ASCAP. My rep at ASCAP, Sue Devine, put me in touch with several of the folks that had the most impact on me so far. Her insight as to who I’d gel with musically and personally made a huge difference.

How have Song Contests helped you?
When I was first starting out, which is not that long ago—having won a few contests gave me something to talk about. It also felt kind of legitimizing in my own mind that a song I wrote had somehow blindly bubbled up above thousands of other submissions. It was another one of those much-needed ‘keep going’ moments.

What is the best advice someone has given you?
I’m pretty nervous when it comes to performing. I’ve suffered from PTSD since I was 28, which is another reason why I waited so long to try it. When my vocal coach Dr. Bill Riley asked me why I was singing so quietly in his studio, I told him I was afraid someone might hear. He looked at me funny and said, “Ed, that’s the whole point.” As I was leaving that day, he stopped me and said, “You’ve got to give yourself permission to sing. No one else will.” I think that’s pretty good advice: Give yourself permission to do whatever the hell you wanna do.

Ed Romanoff – Live in Ireland

Best advice you’d like to give upcoming musicians?
Talk to yourself as you would your best friend. Our self-talk can be so unforgiving. While we’d allow so much more grace for others than ourselves. So, I tell my younger self not to worry so much and think of life as a ride you can’t control—so you might as well enjoy it.

Any advice for songwriters?
However much energy you’re putting into the writing, it could be more. Go and try to write an undeniably great song. But, don’t expect to right out of the gate. I heard Rick Rubin on a podcast say you should just keep trying to write better than you did yesterday. Don’t try and top the Beatles in your first go ’round. Maybe someday, but take some of the pressure off to be the best in the world at every moment.

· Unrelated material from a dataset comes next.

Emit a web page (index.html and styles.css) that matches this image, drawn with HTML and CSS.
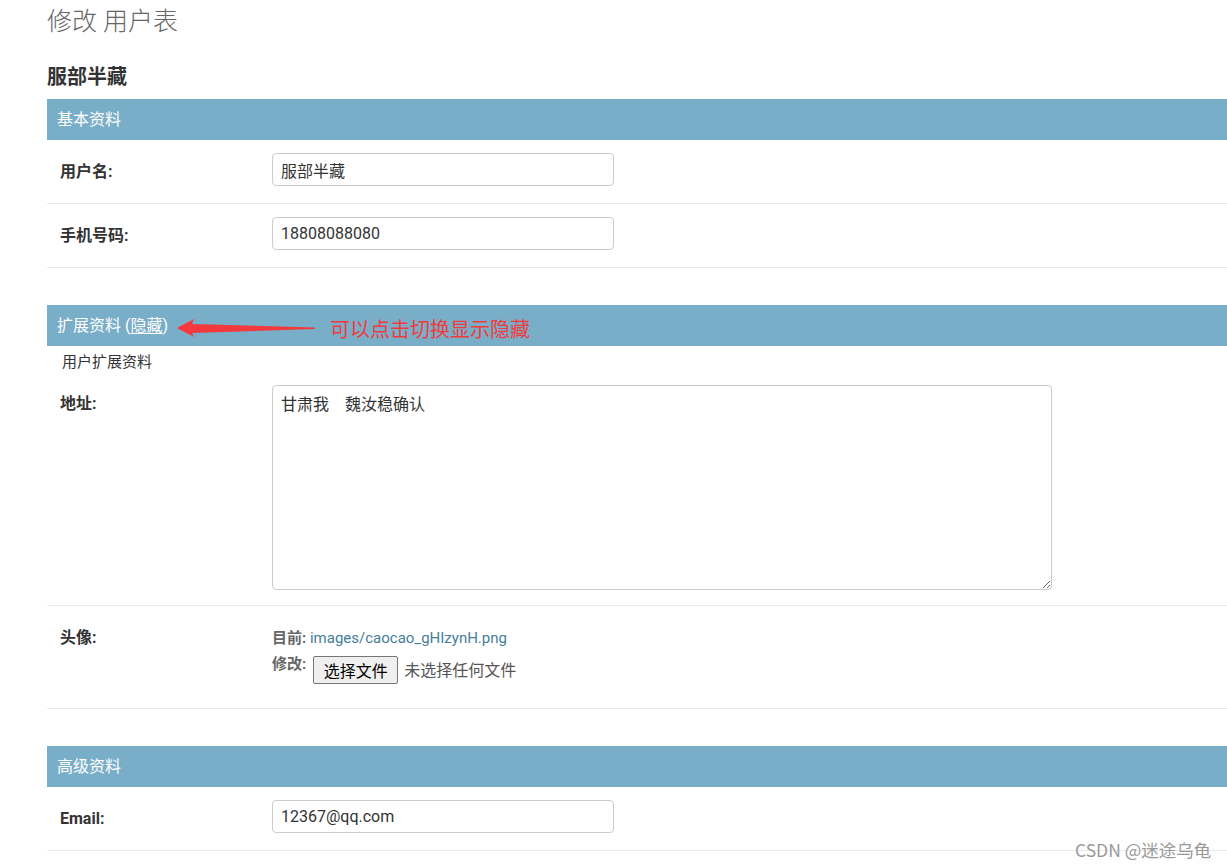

What’s an important lesson you learned from making music your business?
Don’t delegate your art or your business. It’s really important to take the reins of you work and finances, and to understand what deals you’re putting in place. If someone can’t explain to you why something is a good deal for you, then it probably isn’t. And, unless you’re Ingrid Michaelson, put down the ukulele.

What’s next?
I’m going to go and try to write a really great song.